**Work to do**
All lines below must be repeated exactly, with the pictures omitted.

____

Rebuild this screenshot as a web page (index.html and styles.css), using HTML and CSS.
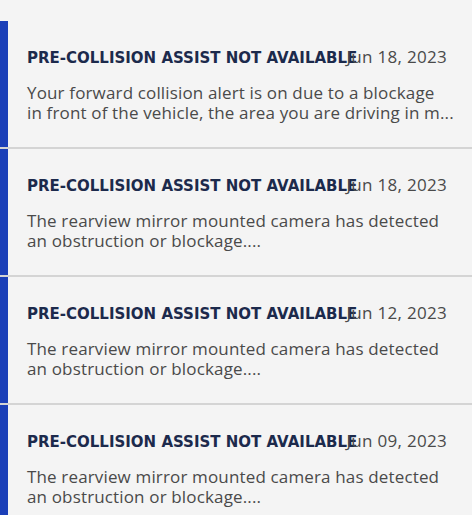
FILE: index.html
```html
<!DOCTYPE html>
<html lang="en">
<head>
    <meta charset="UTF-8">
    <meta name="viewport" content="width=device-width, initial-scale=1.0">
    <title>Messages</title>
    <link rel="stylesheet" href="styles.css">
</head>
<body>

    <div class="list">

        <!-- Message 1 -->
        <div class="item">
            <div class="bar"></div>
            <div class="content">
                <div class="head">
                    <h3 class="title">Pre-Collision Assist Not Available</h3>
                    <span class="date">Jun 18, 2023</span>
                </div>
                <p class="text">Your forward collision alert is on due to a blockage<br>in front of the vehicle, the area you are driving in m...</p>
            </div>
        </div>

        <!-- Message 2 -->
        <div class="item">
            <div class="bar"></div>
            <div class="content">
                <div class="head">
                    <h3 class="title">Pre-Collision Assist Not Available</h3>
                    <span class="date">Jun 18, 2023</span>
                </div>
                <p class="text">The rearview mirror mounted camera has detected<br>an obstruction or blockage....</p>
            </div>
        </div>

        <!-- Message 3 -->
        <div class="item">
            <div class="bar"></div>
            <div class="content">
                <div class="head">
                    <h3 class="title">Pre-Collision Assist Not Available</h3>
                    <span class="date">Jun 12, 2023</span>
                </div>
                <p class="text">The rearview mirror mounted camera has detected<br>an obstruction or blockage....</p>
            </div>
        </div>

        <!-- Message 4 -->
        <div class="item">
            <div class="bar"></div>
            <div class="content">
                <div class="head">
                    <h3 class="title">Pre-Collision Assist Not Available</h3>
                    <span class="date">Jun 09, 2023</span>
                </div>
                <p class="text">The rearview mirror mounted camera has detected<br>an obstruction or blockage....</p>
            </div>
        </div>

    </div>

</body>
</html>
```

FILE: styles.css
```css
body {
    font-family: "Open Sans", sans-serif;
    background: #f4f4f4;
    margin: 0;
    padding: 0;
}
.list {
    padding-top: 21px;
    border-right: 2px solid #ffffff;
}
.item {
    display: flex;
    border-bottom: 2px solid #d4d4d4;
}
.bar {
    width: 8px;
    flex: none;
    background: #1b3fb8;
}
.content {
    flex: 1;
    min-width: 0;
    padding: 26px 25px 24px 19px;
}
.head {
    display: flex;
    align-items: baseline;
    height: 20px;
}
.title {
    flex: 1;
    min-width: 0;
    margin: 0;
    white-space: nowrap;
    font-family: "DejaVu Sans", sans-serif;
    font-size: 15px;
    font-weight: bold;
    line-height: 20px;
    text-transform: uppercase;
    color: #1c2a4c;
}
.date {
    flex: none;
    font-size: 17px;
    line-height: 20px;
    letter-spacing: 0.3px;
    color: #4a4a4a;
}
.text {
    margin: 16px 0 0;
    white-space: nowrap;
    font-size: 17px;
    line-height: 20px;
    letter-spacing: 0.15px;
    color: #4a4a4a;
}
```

____

**Answer to this exercise**
Rebuild this screenshot as a web page (index.html and styles.css), using HTML and CSS.
FILE: index.html
```html
<!DOCTYPE html>
<html lang="en">
<head>
    <meta charset="UTF-8">
    <meta name="viewport" content="width=device-width, initial-scale=1.0">
    <title>Messages</title>
    <link rel="stylesheet" href="styles.css">
</head>
<body>

    <div class="list">

        <!-- Message 1 -->
        <div class="item">
            <div class="bar"></div>
            <div class="content">
                <div class="head">
                    <h3 class="title">Pre-Collision Assist Not Available</h3>
                    <span class="date">Jun 18, 2023</span>
                </div>
                <p class="text">Your forward collision alert is on due to a blockage<br>in front of the vehicle, the area you are driving in m...</p>
            </div>
        </div>

        <!-- Message 2 -->
        <div class="item">
            <div class="bar"></div>
            <div class="content">
                <div class="head">
                    <h3 class="title">Pre-Collision Assist Not Available</h3>
                    <span class="date">Jun 18, 2023</span>
                </div>
                <p class="text">The rearview mirror mounted camera has detected<br>an obstruction or blockage....</p>
            </div>
        </div>

        <!-- Message 3 -->
        <div class="item">
            <div class="bar"></div>
            <div class="content">
                <div class="head">
                    <h3 class="title">Pre-Collision Assist Not Available</h3>
                    <span class="date">Jun 12, 2023</span>
                </div>
                <p class="text">The rearview mirror mounted camera has detected<br>an obstruction or blockage....</p>
            </div>
        </div>

        <!-- Message 4 -->
        <div class="item">
            <div class="bar"></div>
            <div class="content">
                <div class="head">
                    <h3 class="title">Pre-Collision Assist Not Available</h3>
                    <span class="date">Jun 09, 2023</span>
                </div>
                <p class="text">The rearview mirror mounted camera has detected<br>an obstruction or blockage....</p>
            </div>
        </div>

    </div>

</body>
</html>
```

FILE: styles.css
```css
body {
    font-family: "Open Sans", sans-serif;
    background: #f4f4f4;
    margin: 0;
    padding: 0;
}
.list {
    padding-top: 21px;
    border-right: 2px solid #ffffff;
}
.item {
    display: flex;
    border-bottom: 2px solid #d4d4d4;
}
.bar {
    width: 8px;
    flex: none;
    background: #1b3fb8;
}
.content {
    flex: 1;
    min-width: 0;
    padding: 26px 25px 24px 19px;
}
.head {
    display: flex;
    align-items: baseline;
    height: 20px;
}
.title {
    flex: 1;
    min-width: 0;
    margin: 0;
    white-space: nowrap;
    font-family: "DejaVu Sans", sans-serif;
    font-size: 15px;
    font-weight: bold;
    line-height: 20px;
    text-transform: uppercase;
    color: #1c2a4c;
}
.date {
    flex: none;
    font-size: 17px;
    line-height: 20px;
    letter-spacing: 0.3px;
    color: #4a4a4a;
}
.text {
    margin: 16px 0 0;
    white-space: nowrap;
    font-size: 17px;
    line-height: 20px;
    letter-spacing: 0.15px;
    color: #4a4a4a;
}
```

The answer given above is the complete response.